Michelle Citron has made numerous media pieces including the CD- ROMs As American As Apple Pie and Cocktails and Appetizers, and the films What You Take for Granted and Daughter Rite, a ground breaking experimental narrative about mothers and daughters, which Vincent Canby in the New York Times hailed as a "stunning achievement."
    Her work has been shown at museums and film festivals around the work including the Museum of Modern Art, the Whitney, The Kennedy Center, the American Film Institute and the New Directors, Berlin, London, and Edinburgh film festivals. Her films are distributed worldwide and are in over 200 permanent collections.
   She has received two National Endowment for the Arts Filmmaking Grants, a National Endowment for the Humanities Media Grant, and Illinois Arts Council Fellowships for both Filmmaking and Screenwriting.

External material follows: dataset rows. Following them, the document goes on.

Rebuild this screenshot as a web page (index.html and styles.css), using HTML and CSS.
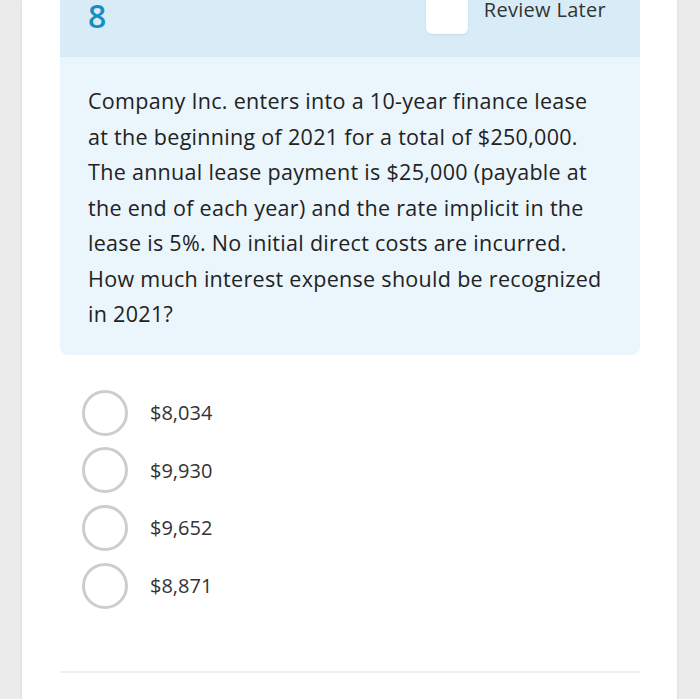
FILE: index.html
```
<!DOCTYPE html>
<html lang="en">
<head>
    <meta charset="UTF-8">
    <meta name="viewport" content="width=device-width, initial-scale=1.0">
    <title>Question 8</title>
    <link rel="stylesheet" href="styles.css">
</head>
<body>

<div class="card">
    <div class="question-header">
        <span class="question-number">8</span>
        <label class="review">
            <span class="review-box"></span>
            <span class="review-text">Review Later</span>
        </label>
    </div>

    <div class="question-body">
        <p>Company Inc. enters into a 10-year finance lease at the beginning of 2021 for a total of $250,000. The annual lease payment is $25,000 (payable at the end of each year) and the rate implicit in the lease is 5%. No initial direct costs are incurred. How much interest expense should be recognized in 2021?</p>
    </div>

    <ul class="options">
        <li class="option"><span class="radio"></span><span class="option-text">$8,034</span></li>
        <li class="option"><span class="radio"></span><span class="option-text">$9,930</span></li>
        <li class="option"><span class="radio"></span><span class="option-text">$9,652</span></li>
        <li class="option"><span class="radio"></span><span class="option-text">$8,871</span></li>
    </ul>

    <hr class="divider">
</div>

</body>
</html>
```

FILE: styles.css
```
/* Basic Reset */
* {
    margin: 0;
    padding: 0;
    box-sizing: border-box;
}

body {
    font-family: "Open Sans", Arial, sans-serif;
    background-color: #ebebeb;
    overflow: hidden;
}

.card {
    margin: 0 23px 0 22px;
    padding: 0 37px 0 38px;
    min-height: 699px;
    background-color: #fff;
    box-shadow: 0 0 3px rgba(0, 0, 0, 0.08);
}

/* Header */
.question-header {
    height: 57px;
    display: flex;
    align-items: flex-start;
    justify-content: space-between;
    padding: 0 34px 0 28px;
    background-color: #d7ecf6;
}

.question-number {
    font-size: 32px;
    font-weight: 600;
    line-height: 32px;
    color: #1a8cc2;
    letter-spacing: 1px;
}

.review {
    display: flex;
    align-items: flex-start;
    gap: 16px;
}

.review-box {
    width: 42px;
    height: 42px;
    margin-top: -8px;
    background-color: #fff;
    border-radius: 6px;
    box-shadow: 0 1px 2px rgba(0, 0, 0, 0.08);
}

.review-text {
    font-size: 20px;
    line-height: 20px;
    letter-spacing: 0.3px;
    color: #333;
}

/* Question */
.question-body {
    background-color: #eaf5fc;
    padding: 26px 28px 23px 28px;
    border-radius: 0 0 8px 8px;
}

.question-body p {
    font-size: 21.5px;
    letter-spacing: 0.3px;
    line-height: 35.5px;
    color: #222;
}

/* Options */
.options {
    list-style: none;
    margin-top: 35px;
    padding-left: 22px;
    display: flex;
    flex-direction: column;
    gap: 11.7px;
}

.option {
    display: flex;
    align-items: center;
    gap: 22px;
}

.radio {
    width: 46px;
    height: 46px;
    border: 3px solid #cdcdcd;
    border-radius: 50%;
    flex-shrink: 0;
}

.option-text {
    font-size: 20px;
    color: #333;
}

.divider {
    border: none;
    height: 2px;
    background-color: #eee;
    margin-top: 62px;
}
```
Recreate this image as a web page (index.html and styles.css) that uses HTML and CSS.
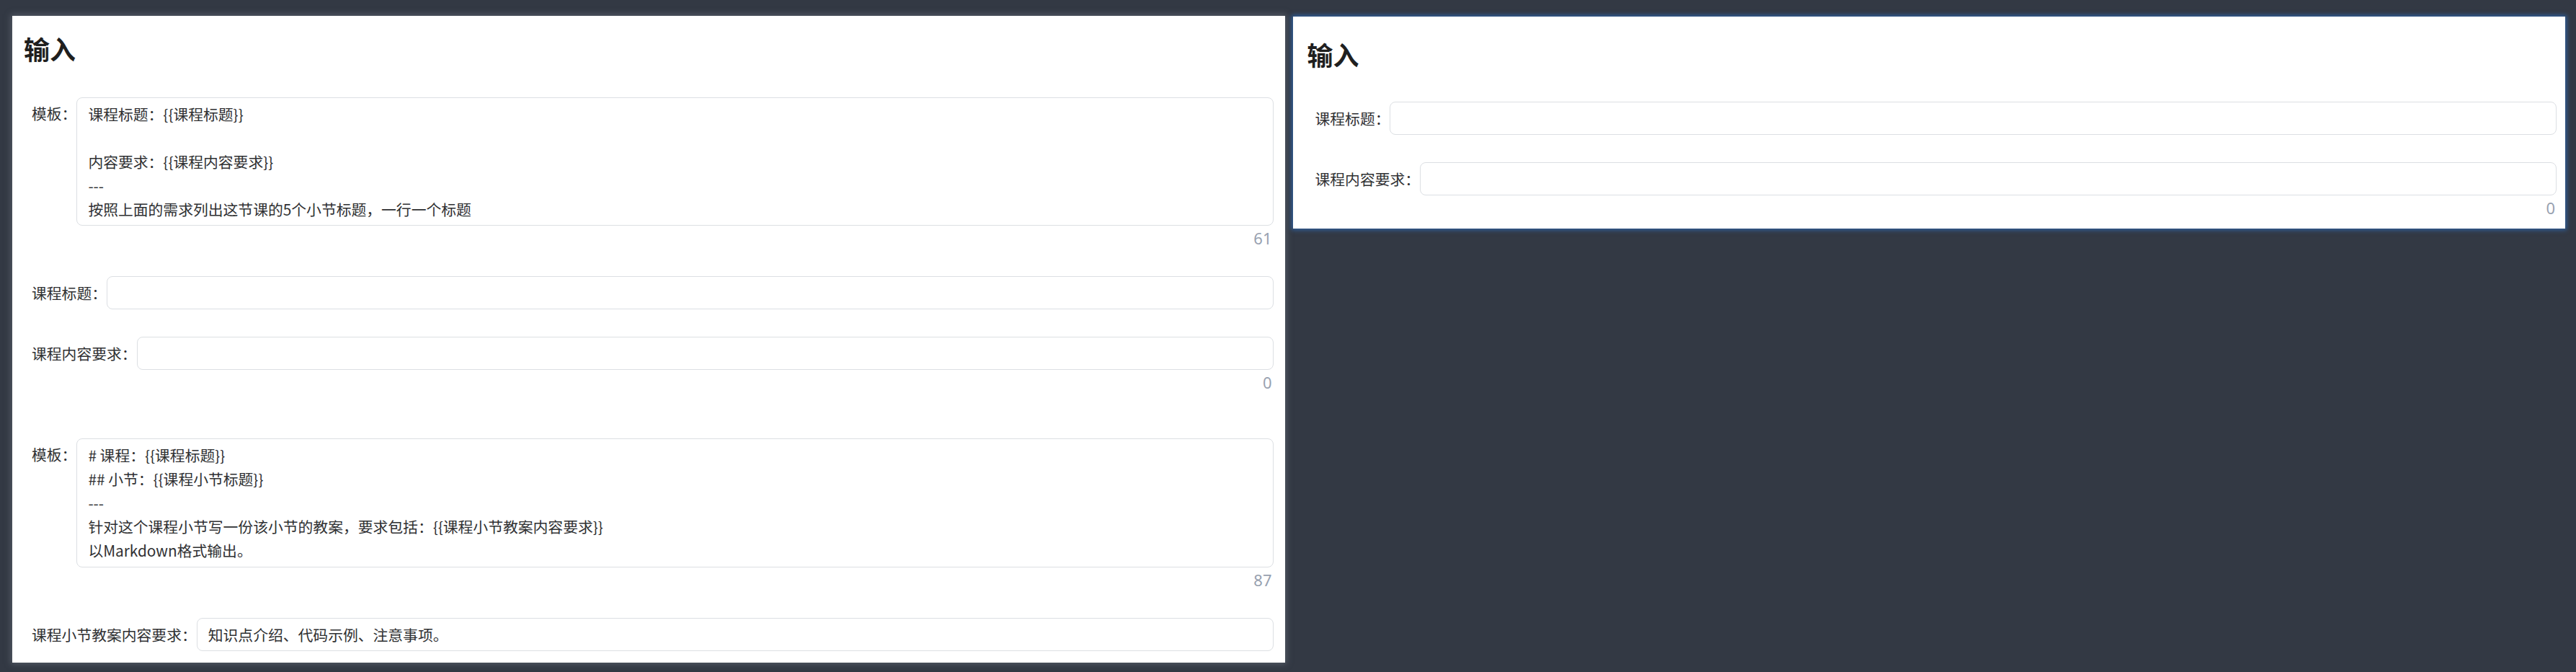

    Her book, Home Movies and Other Necessary Fictions (Univ of Minn Press, 1999) won three awards, including a special commendation from the Krasza-Krausz Book Award, which cited the book for being "an extraordinary blend of autobiographical and film writing which offers a radical new way of thinking and writing about film."
She was named the Van Zelst Research Professor in Communications for 1991-92 at Northwestern University, where she is a Professor in the Department of Radio/TV/Film. She is Director of the Center for Interdisciplinary Research and Associate Dean of The Graduate School at Northwestern. She holds a Ph.D. in psychology from the University of Wisconsin/Madison.